Other examples of this predominant type of genre-based Machinima include films such as Anachronox: The Movie which is a linear cinematic retelling of the games own playable narrative. Essentially Anachronox: The Movie is the Machinima version of what Hollywood does to games in adapting them as live action films. Prime examples being Tomb Raider and Resident Evil . Anachronox tells the game’s story using the game’s own engine as sole production tool. Carefully staged and captured virtual live-action scenes are inter-cut with the games own ‘cut-scenes’ (the non-interactive narrative sections of game that generally denote chapter or game stage points) to produce a singular and non-interactive movie narrative experience.
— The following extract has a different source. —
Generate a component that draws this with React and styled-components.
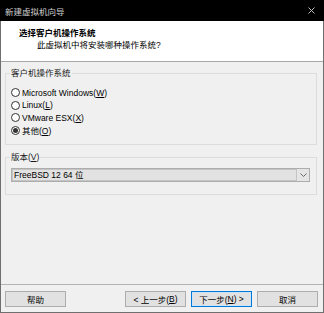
import styled, { createGlobalStyle, css } from "styled-components"

const GlobalStyle = createGlobalStyle`
  html, body {
    margin: 0;
    padding: 0;
    background: #fff;
  }
  body {
    font-family: "Liberation Sans", "Noto Sans CJK SC", sans-serif;
    font-size: 8.5px;
    color: #000;
  }
`

const Window = styled.div`
  width: 324px;
  height: 313px;
  display: flex;
  flex-direction: column;
`

const TitleBar = styled.div`
  height: 21px;
  flex: none;
  display: flex;
  align-items: center;
  justify-content: space-between;
  padding: 0 9px 0 5px;
  background: #000;
  color: #cfcfcf;
`

const Frame = styled.div`
  flex: 1;
  display: flex;
  flex-direction: column;
  min-height: 0;
  background: #f0f0f0;
  border: 1px solid #6f6f6f;
  border-top: none;
`

const Header = styled.div`
  height: 41px;
  flex: none;
  padding-top: 6px;
  box-sizing: border-box;
  background: #fff;
  border-bottom: 1px solid #a8a8a8;
`

const HeaderTitle = styled.div`
  padding-left: 18px;
  line-height: 12px;
  font-weight: 700;
`

const HeaderSub = styled.div`
  padding-left: 36px;
  line-height: 12px;
`

const Body = styled.div`
  flex: 1;
  display: flex;
  flex-direction: column;
  gap: 6px;
  padding: 5px 6px 0 4px;
`

const Group = styled.fieldset`
  margin: 0;
  padding: ${(p) => p.$pad};
  border: 1px solid #dcdcdc;
  min-width: 0;
`

const Legend = styled.legend`
  padding: 0 1px;
  line-height: 12px;
  color: #1a1a1a;
`

const Key = styled.span`
  text-decoration: underline;
  text-underline-offset: 1px;
`

const RadioRow = styled.div`
  height: 12.5px;
  display: flex;
  align-items: center;
  gap: 2px;
  padding-left: 1px;
`

const RadioDot = styled.span`
  width: 9px;
  height: 9px;
  box-sizing: border-box;
  border-radius: 50%;
  border: 1px solid #333;
  background: #fff;
  display: flex;
  align-items: center;
  justify-content: center;

  ${(p) =>
    p.$checked &&
    css`
      &::after {
        content: "";
        width: 5px;
        height: 5px;
        border-radius: 50%;
        background: #333;
      }
    `}
`

const Select = styled.div`
  margin-left: 1px;
  height: 14px;
  box-sizing: border-box;
  display: flex;
  border: 1px solid #adadad;
  background: #e5e5e5;
`

const SelectField = styled.div`
  flex: 1;
  border: 1px solid #c4c4c4;
  background: #e2e2e2;
  line-height: 10px;
  padding-left: 1px;
`

const SelectArrow = styled.div`
  width: 12px;
  display: flex;
  align-items: center;
  justify-content: center;
`

const Footer = styled.div`
  flex: none;
  display: flex;
  justify-content: space-between;
  padding: 6px 5px 5px 4px;
  border-top: 1px solid #b4b4b4;
`

const ButtonGroup = styled.div`
  display: flex;
  gap: 5px;
`

const Button = styled.div`
  width: 61px;
  height: 16px;
  box-sizing: border-box;
  display: flex;
  align-items: center;
  justify-content: center;
  background: #e1e1e1;
  border: 1px solid ${(p) => (p.$primary ? "#0078d7" : "#adadad")};
  ${(p) =>
    p.$primary &&
    css`
      box-shadow: inset 0 0 0 1px #cce4f7;
    `}
`

const options = [
  { label: "Microsoft Windows(", key: "W" },
  { label: "Linux(", key: "L" },
  { label: "VMware ESX(", key: "X" },
  { label: "其他(", key: "O", checked: true },
]

function App() {
  return (
    <Window>
      <GlobalStyle />
      <TitleBar>
        <span>新建虚拟机向导</span>
        <svg width="7" height="7" viewBox="0 0 7 7">
          <path d="M0.5 0.5L6.5 6.5M6.5 0.5L0.5 6.5" stroke="#bdbdbd" strokeWidth="1" />
        </svg>
      </TitleBar>
      <Frame>
        <Header>
          <HeaderTitle>选择客户机操作系统</HeaderTitle>
          <HeaderSub>此虚拟机中将安装哪种操作系统?</HeaderSub>
        </Header>
        <Body>
          <Group $pad="7.5px 6px 7.5px 4px">
            <Legend>客户机操作系统</Legend>
            {options.map((o) => (
              <RadioRow key={o.key}>
                <RadioDot $checked={o.checked} />
                <span>
                  {o.label}
                  <Key>{o.key}</Key>)
                </span>
              </RadioRow>
            ))}
          </Group>
          <Group $pad="5px 6px 12px 4px">
            <Legend>
              版本(<Key>V</Key>)
            </Legend>
            <Select>
              <SelectField>FreeBSD 12 64 位</SelectField>
              <SelectArrow>
                <svg width="7" height="4" viewBox="0 0 7 4">
                  <path d="M0.5 0.5L3.5 3.5L6.5 0.5" fill="none" stroke="#6a6a6a" strokeWidth="1" />
                </svg>
              </SelectArrow>
            </Select>
          </Group>
        </Body>
        <Footer>
          <Button>帮助</Button>
          <ButtonGroup>
            <Button>
              &lt; 上一步(<Key>B</Key>)
            </Button>
            <Button $primary>
              下一步(<Key>N</Key>) &gt;
            </Button>
            <Button>取消</Button>
          </ButtonGroup>
        </Footer>
      </Frame>
    </Window>
  )
}

export default App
Whilst this style of self referential Machinima (one that denotes Machinima as a specific genre with strict tenants of not just style but also content) is currently dominant, there is also most certainly a growing experimentation of the form as a universal cinematic production tool capable of exploring any given topic, style or genre.

There are numerous examples of filmmakers using game engines as a canvas but avoiding adherence to the roots of the Machinima genre producing films about the games they’re playing. Fredrich Kirschner’s award winning short film The Journey , a moody, expressionist film using shadowy images in soft landscapes reminiscent of works by the likes of animators such as Gerald Scarffe, in no way draws imagery from, or feels connected to, game culture and the gamers perspective. The Journey, to the viewer, looks like a work of stylized, abstract animation and yet it was produced using the Unreal Tournament 2004 game environment (a typical first-person shooter game centered around violent destruction of opponents with enormous guns). The Journey bares no visual resemblance to Unreal Tournament and instead was crafted by populating the game engine with custom created digital assets; shadowy humanoid figures, large reflective mirrored surfaces and soft rolling hilly landscapes in muted gray tones.
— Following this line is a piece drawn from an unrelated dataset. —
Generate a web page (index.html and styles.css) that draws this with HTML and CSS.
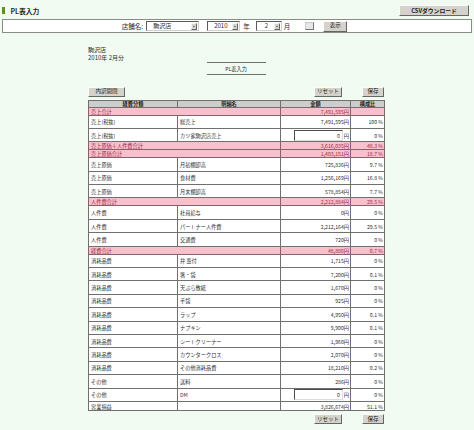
FILE: index.html
```html
<!DOCTYPE html>
<html lang="ja">
<head>
<meta charset="utf-8">
<title>PL表入力</title>
<link rel="stylesheet" href="styles.css">
</head>
<body>
<header class="top">
  <h1 class="title"><span class="title-bar"></span>PL表入力</h1>
  <button class="btn btn-csv" type="button">CSVダウンロード</button>
</header>

<form class="search">
  <span class="lbl lbl-store">店舗名:</span>
  <span class="select sel-store"><span class="sel-text">駒沢店</span><span class="arrow"></span></span>
  <span class="select sel-year"><span class="sel-text">2010</span><span class="arrow"></span></span>
  <span class="lbl lbl-year">年</span>
  <span class="select sel-month"><span class="sel-text">2</span><span class="arrow"></span></span>
  <span class="lbl lbl-month">月</span>
  <span class="cal"></span>
  <button class="btn btn-show" type="button">表示</button>
</form>

<main class="content">
  <div class="info">
    <p>駒沢店</p>
    <p>2010年 2月分</p>
  </div>
  <div class="caption">PL表入力</div>

  <div class="actions">
    <button class="btn btn-toggle" type="button">内訳開閉</button>
    <div class="actions-right">
      <button class="btn btn-reset" type="button">リセット</button>
      <button class="btn btn-save" type="button">保存</button>
    </div>
  </div>

  <table class="pl">
    <colgroup>
      <col class="c1"><col class="c2"><col class="c3"><col class="c4">
    </colgroup>
    <thead>
      <tr><th>経費分類</th><th>明細名</th><th>金額</th><th>構成比</th></tr>
    </thead>
    <tbody>
      <tr class="sum"><td colspan="2">売上合計</td><td class="num">7,491,595円</td><td class="num"></td></tr>
      <tr class="row"><td>売上(税抜)</td><td>総売上</td><td class="num">7,491,595円</td><td class="num">100 %</td></tr>
      <tr class="row"><td>売上(税抜)</td><td>カツ家駒沢店売上</td><td class="num"><span class="inp">0</span><span class="yen">円</span></td><td class="num">0 %</td></tr>
      <tr class="sum"><td colspan="2">売上原価＋人件費合計</td><td class="num">3,616,035円</td><td class="num">48.3 %</td></tr>
      <tr class="sum"><td colspan="2">売上原価合計</td><td class="num">1,403,151円</td><td class="num">18.7 %</td></tr>
      <tr class="row"><td>売上原価</td><td>月初棚卸高</td><td class="num">725,836円</td><td class="num">9.7 %</td></tr>
      <tr class="row"><td>売上原価</td><td>食材費</td><td class="num">1,256,169円</td><td class="num">16.8 %</td></tr>
      <tr class="row"><td>売上原価</td><td>月末棚卸高</td><td class="num">578,854円</td><td class="num">7.7 %</td></tr>
      <tr class="sum"><td colspan="2">人件費合計</td><td class="num">2,212,884円</td><td class="num">29.5 %</td></tr>
      <tr class="row"><td>人件費</td><td>社員給与</td><td class="num">0円</td><td class="num">0 %</td></tr>
      <tr class="row"><td>人件費</td><td>パートナー人件費</td><td class="num">2,212,164円</td><td class="num">29.5 %</td></tr>
      <tr class="row"><td>人件費</td><td>交通費</td><td class="num">720円</td><td class="num">0 %</td></tr>
      <tr class="sum"><td colspan="2">経費合計</td><td class="num">48,886円</td><td class="num">0.7 %</td></tr>
      <tr class="row"><td>消耗品費</td><td>弁 蓋付</td><td class="num">1,715円</td><td class="num">0 %</td></tr>
      <tr class="row"><td>消耗品費</td><td>箸・袋</td><td class="num">7,200円</td><td class="num">0.1 %</td></tr>
      <tr class="row"><td>消耗品費</td><td>天ぷら敷紙</td><td class="num">1,670円</td><td class="num">0 %</td></tr>
      <tr class="row"><td>消耗品費</td><td>手袋</td><td class="num">925円</td><td class="num">0 %</td></tr>
      <tr class="row"><td>消耗品費</td><td>ラップ</td><td class="num">4,950円</td><td class="num">0.1 %</td></tr>
      <tr class="row"><td>消耗品費</td><td>ナプキン</td><td class="num">9,900円</td><td class="num">0.1 %</td></tr>
      <tr class="row"><td>消耗品費</td><td>シートクリーナー</td><td class="num">1,960円</td><td class="num">0 %</td></tr>
      <tr class="row"><td>消耗品費</td><td>カウンタークロス</td><td class="num">2,070円</td><td class="num">0 %</td></tr>
      <tr class="row"><td>消耗品費</td><td>その他消耗品費</td><td class="num">18,210円</td><td class="num">0.2 %</td></tr>
      <tr class="row"><td>その他</td><td>送料</td><td class="num">286円</td><td class="num">0 %</td></tr>
      <tr class="row"><td>その他</td><td>DM</td><td class="num"><span class="inp">0</span><span class="yen">円</span></td><td class="num">0 %</td></tr>
      <tr class="total"><td>営業損益</td><td></td><td class="num">3,826,674円</td><td class="num">51.1 %</td></tr>
    </tbody>
  </table>

  <div class="actions actions-bottom">
    <div class="actions-right">
      <button class="btn btn-reset" type="button">リセット</button>
      <button class="btn btn-save" type="button">保存</button>
    </div>
  </div>
</main>
</body>
</html>
```

FILE: styles.css
```css
* { box-sizing: border-box; }

body {
  margin: 0;
  background: #f1fbf1;
  font-family: "Noto Sans CJK JP", "Liberation Sans", sans-serif;
  color: #333;
}

/* header */
.top {
  display: flex;
  justify-content: space-between;
  align-items: center;
  height: 11px;
  margin-top: 5px;
  padding: 0 5px 0 2px;
}
.title {
  margin: 0;
  display: flex;
  align-items: center;
  gap: 6px;
  font-size: 6.8px;
  line-height: 8px;
  font-weight: bold;
  color: #2a2a2a;
}
.title-bar {
  width: 2.5px;
  height: 7px;
  background: #5e8f2c;
}

/* buttons */
.btn {
  display: inline-flex;
  align-items: center;
  justify-content: center;
  padding: 0;
  font-family: inherit;
  font-size: 5.5px;
  line-height: 1;
  color: #222;
  background: #d5d2cb;
  border: 1px solid;
  border-color: #fbfbfb #666 #666 #fbfbfb;
}
.btn-csv { width: 70px; height: 11px; font-weight: bold; font-size: 5.8px; }
.btn-show { width: 24px; height: 11px; margin-left: 9px; }
.btn-toggle { width: 37px; height: 10px; }
.btn-reset { width: 28px; height: 10px; }
.btn-save { width: 22px; height: 10px; }

/* search bar */
.search {
  margin: 3px 2px 0;
  height: 14px;
  background: #fff;
  border: 1px solid #8a8a8a;
  display: flex;
  align-items: center;
  justify-content: center;
  padding-right: 5px;
  font-size: 6.5px;
  color: #2a2a2a;
}
.lbl { line-height: 8px; }
.lbl-year { margin: 0 6px 0 3px; }
.lbl-month { margin-left: 2px; }
.select {
  display: inline-flex;
  align-items: center;
  height: 10px;
  background: #fff;
  border: 1px solid;
  border-color: #5a5a5a #cfcfcf #cfcfcf #5a5a5a;
  padding: 0 1px 0 6px;
  font-size: 6px;
}
.sel-text { flex: 1; line-height: 8px; }
.sel-store { width: 53px; margin-left: 3px; }
.sel-year { width: 33px; margin-left: 8px; }
.sel-month { width: 26px; padding-left: 8px; }
.arrow {
  width: 6px;
  height: 7px;
  background: #d5d2cb;
  border: 1px solid;
  border-color: #f4f4f4 #666 #666 #f4f4f4;
  display: flex;
  align-items: center;
  justify-content: center;
}
.arrow::after {
  content: "";
  border-left: 1.5px solid transparent;
  border-right: 1.5px solid transparent;
  border-top: 1.5px solid #222;
}
.cal {
  width: 9px;
  height: 8px;
  margin-left: 15px;
  background: #e6e6e6;
  border: 1px solid;
  border-color: #c8c8c8 #777 #777 #c8c8c8;
}

/* content */
.content {
  width: 296px;
  margin-left: 88px;
}
.info {
  margin-top: 13px;
  font-size: 6px;
  line-height: 8px;
  color: #2e2e2e;
}
.info p { margin: 0; }
.caption {
  width: 59px;
  height: 13px;
  margin: 0 auto;
  border-top: 1px solid #707070;
  border-bottom: 1px solid #707070;
  font-size: 5.2px;
  line-height: 11px;
  text-align: center;
  color: #2e2e2e;
}
.actions {
  margin-top: 12px;
  height: 10px;
  display: flex;
  justify-content: space-between;
}
.actions-right {
  display: flex;
  gap: 20px;
  margin-left: auto;
}
.actions-bottom { margin-top: 3px; }

/* table */
.pl {
  margin-top: 3px;
  width: 296px;
  table-layout: fixed;
  border-collapse: collapse;
  background: #fff;
  font-size: 5.2px;
  line-height: 5px;
  color: #2e2e2e;
}
.c1 { width: 89px; }
.c2 { width: 103px; }
.c3 { width: 70px; }
.c4 { width: 34px; }
.pl th, .pl td {
  border: 1px solid #707070;
  padding: 0 2px;
  white-space: nowrap;
  overflow: hidden;
}
.pl th {
  height: 6.5px;
  background: #cdcdcd;
  font-weight: bold;
  color: #222;
  text-align: center;
}
.pl tr.row td { height: 13.4px; }
.pl tr.sum td {
  height: 8px;
  background: #f8c0cc;
  color: #9e2c48;
  border-color: #86636b;
}
.pl tr.total td { height: 9.5px; }
.pl td.num { text-align: right; padding-right: 1px; }
.inp {
  display: inline-block;
  width: 49px;
  height: 11px;
  vertical-align: middle;
  border: 1px solid;
  border-color: #4c4c4c #dcdcdc #dcdcdc #4c4c4c;
  background: #fff;
  padding-right: 2px;
  line-height: 9px;
  text-align: right;
}
.yen { display: inline-block; margin-left: 1px; vertical-align: middle; }
```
With more and more Machinima works like this finding their way to larger and larger audiences (both online and off) we can see the evolution of the form away from being a specific genre built on the telling of very particular stories with a rigid set of visual characteristics and themes, to a more universal production tool capable of flexible application to any given production and narrative aesthetic.

The adaptation and adoption of technology is invariably a two-way street. Whilst Machinima was born out of the age old practice of people finding their own uses for things outside of the developers intentions, it certainly doesn’t take long for the developers to re-invent their tools and adopt the DIY adaptations of their target user base as part of the core functionality of their applications. The astoundingly popular game (and for those that have played; highly addictive) The Sims2 fully adopted the unofficial practice of using its predecessor, The Sims , as de-facto movie making engine. The Sims2 has built-in movie making tools that not only function to record a game session as a linear movie sequence (much as MechWarrior 2 had done some nine years earlier) but actually present this ability as a separate tool of the software independent of the game itself. In effect you don’t have to play the game to make a movie. Stages can be created, cameras directed and actors movements blocked, all to be ‘filmed’ in real time via virtual camera.
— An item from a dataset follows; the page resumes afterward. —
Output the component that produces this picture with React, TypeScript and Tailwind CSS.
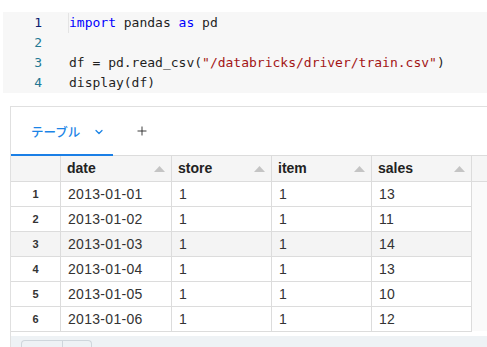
import { ChevronDown, Plus } from 'lucide-react';

const rows = [
  ['2013-01-01', '1', '1', '13'],
  ['2013-01-02', '1', '1', '11'],
  ['2013-01-03', '1', '1', '14'],
  ['2013-01-04', '1', '1', '13'],
  ['2013-01-05', '1', '1', '10'],
  ['2013-01-06', '1', '1', '12'],
];

const cols = [
  { name: 'date', w: 'w-[111px]' },
  { name: 'store', w: 'w-[100px]' },
  { name: 'item', w: 'w-[100px]' },
  { name: 'sales', w: 'w-[100px]' },
];

function SortArrow() {
  return (
    <svg width="11" height="6" viewBox="0 0 11 6" className="ml-auto mr-[6px]">
      <path d="M0 6 L5.5 0 L11 6 Z" fill="#c4c4c4" />
    </svg>
  );
}

export default function App() {
  const mono = { fontFamily: '"DejaVu Sans Mono", monospace' };

  return (
    <div className="relative h-[347px] w-[487px] overflow-hidden bg-white font-['Liberation_Sans',sans-serif]">
      {/* Code cell */}
      <div className="ml-[3px] mt-[12px] h-[81px] bg-[#f7f7f7] pt-[1px] text-[13px] leading-[20px]" style={mono}>
        {[
          <>
            <span className="text-[#0000ff]">import</span> pandas <span className="text-[#0000ff]">as</span> pd
          </>,
          <></>,
          <>
            df = pd.read_csv(<span className="text-[#a31515]">"/databricks/driver/train.csv"</span>)
          </>,
          <>display(df)</>,
        ].map((line, i) => (
          <div key={i} className="flex h-[20px]">
            <span className={`w-[39px] text-right ${i === 0 ? 'text-[#0b216f]' : 'text-[#237893]'}`}>{i + 1}</span>
            <span className={`whitespace-pre text-[#1f1f1f] ${i === 0 ? 'ml-[26px] border-l border-[#e4e4e4]' : 'ml-[27px]'}`}>{line}</span>
          </div>
        ))}
      </div>

      {/* Result panel */}
      <div className="ml-[10px] mt-[13px] border-l border-t border-[#e0e0e0]">
        <div className="flex h-[49px] items-center border-b border-[#dcdcdc]">
          <div className="relative flex h-full w-[102px] items-center pl-[20px] pt-[2px]">
            <span className="text-[12.5px] font-medium text-[#1b84e6] font-['Noto_Sans_CJK_JP',sans-serif]">テーブル</span>
            <ChevronDown className="ml-[13px] h-[12px] w-[12px] text-[#1b84e6]" strokeWidth={2.5} />
            <div className="absolute bottom-[-1px] left-0 h-[2px] w-[102px] bg-[#1a7fe6]" />
          </div>
          <Plus className="ml-[22px] h-[14px] w-[14px] text-[#222]" strokeWidth={1.5} />
        </div>

        <div className="flex">
          <div className="text-[14px] tracking-[0.3px] text-[#222]">
            <div className="flex h-[26px] items-center border-b border-[#dcdcdc] bg-[#f5f5f5] font-bold tracking-normal">
              <div className="h-full w-[50px] border-r border-[#dcdcdc]" />
              {cols.map((c) => (
                <div key={c.name} className={`flex h-full items-center border-r border-[#dcdcdc] pl-[6px] ${c.w}`}>
                  <span>{c.name}</span>
                  <SortArrow />
                </div>
              ))}
            </div>
            {rows.map((r, i) => (
              <div key={i} className={`flex h-[25px] items-center border-b border-[#dcdcdc] ${i === 2 ? 'bg-[#f4f4f4]' : 'bg-white'}`}>
                <div className="flex h-full w-[50px] items-center justify-center border-r border-[#dcdcdc] text-[11px] font-bold tracking-normal text-[#333]">
                  {i + 1}
                </div>
                {r.map((v, j) => (
                  <div key={j} className={`flex h-full items-center border-r border-[#dcdcdc] pl-[7px] text-[#333] ${cols[j].w}`}>
                    {v}
                  </div>
                ))}
              </div>
            ))}
          </div>
          <div className="flex-1">
            <div className="h-[26px] border-b border-[#dcdcdc] bg-[#f5f5f5]" />
            <div className="h-[149px] bg-[#fafafa]" />
          </div>
        </div>

        <div className="h-[4px]" />
        <div className="h-[20px] bg-[#eef2f5] pl-[10px] pt-[4px]">
          <div className="flex h-[16px] w-[71px] rounded-t-[4px] border border-b-0 border-[#cfd6dc]">
            <div className="w-[41px] border-r border-[#cfd6dc]" />
          </div>
        </div>
      </div>
    </div>
  );
}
Sensing the public enthusiasm for this type of media creation and wanting to build publicity for the system to existing Machinima makers and enthusiasts, the company behind The Sims2, EA Games, went so far as to commission the creators of Red vs Blue, Rooster Teeth productions, to create an original comedy series using The Sims2 engine. Known as The Strangerhood the series presents all the genre and stylistic trappings of any contemporary American TV comedy show. Staged much like a sit-com The Strangerhood tells the story of an eclectic ensemble of characters all suffering from amnesia and who find themselves trapped in a neighborhood they cant leave struggling to work who they are and why they’re there.

For the most part much of The Strangerhood, replicates a ‘live-action’ TV show using much of the same visual language and narrative structures. By the same token however, The Strangerhood, as with many other Machinima movies, doesn’t hesitate to play with and exploit the unique properties of virtual filmmaking and the virtual camera. Frequently the camera moves in ways that a physical camera could not. The very first episode of The Strangerhood opens with a forward tracking shot across the front lawn of a suburban home, between the bars of the front verandah railing and in through the keyhole of the door. This shot represents a physical impossibility for a ‘real’ camera but clearly represents the visual sensibilities of the virtual filmmaking environment. It is a camera movement that is exclusive to non-physical filmmaking. American filmmaker David Fincher has created similar work such as his 2002 film Panic Room which regularly constructed shots composed in 3D computer graphic environments and merged with live action film in order to have the camera move through impossible spaces such as through walls and keyholes. Rather than The Strangerhood drawing upon work such as Fincher’s for inspiration it is rather the other way around where non-physical filmmaking, found naturally and organically in computer game environments; the camera freed from physical constraints to move and follow action anywhere, is forcing change in the visual sensibilities of conventional live-action filmmaking. In an age where more money is spent on computer games than video rentals and Halo2 took more money in its first day of release (US$125 million) than any movie has ever grossed with an opening , this profound shift in visual expectations is only set to increase and further blur the line between live-action, physical filmmaking and filmmaking using virtual environments, actors and cameras.

Aside from the effects on visual language and viewer acceptance, Machinima also holds a unique position to continually maintain its technological edge and visual quality. Machinima filmmaking will always look as good as the latest games. With the gaming technology sector widely regarded as leading all other media technologies for accelerated development, the future for Machinima looks bright. It is certainly not hard to imagine that within ten years directing and producing feature films entirely within virtual real-time environments, that are indistinguishable from ‘real’ films in regard to photo-realism, is more than a distinct possibility. That said, the unshakable popularity of cartoons throughout the past seventy five years of cinema may well show that the future of Machinima is not pre-determined to march invariably towards photo-realism. More likely it is that Machinima will firmly stamp its own visual aesthetic on other forms of media and force fresh change in how we perceive the cinematic form both as viewers and participants.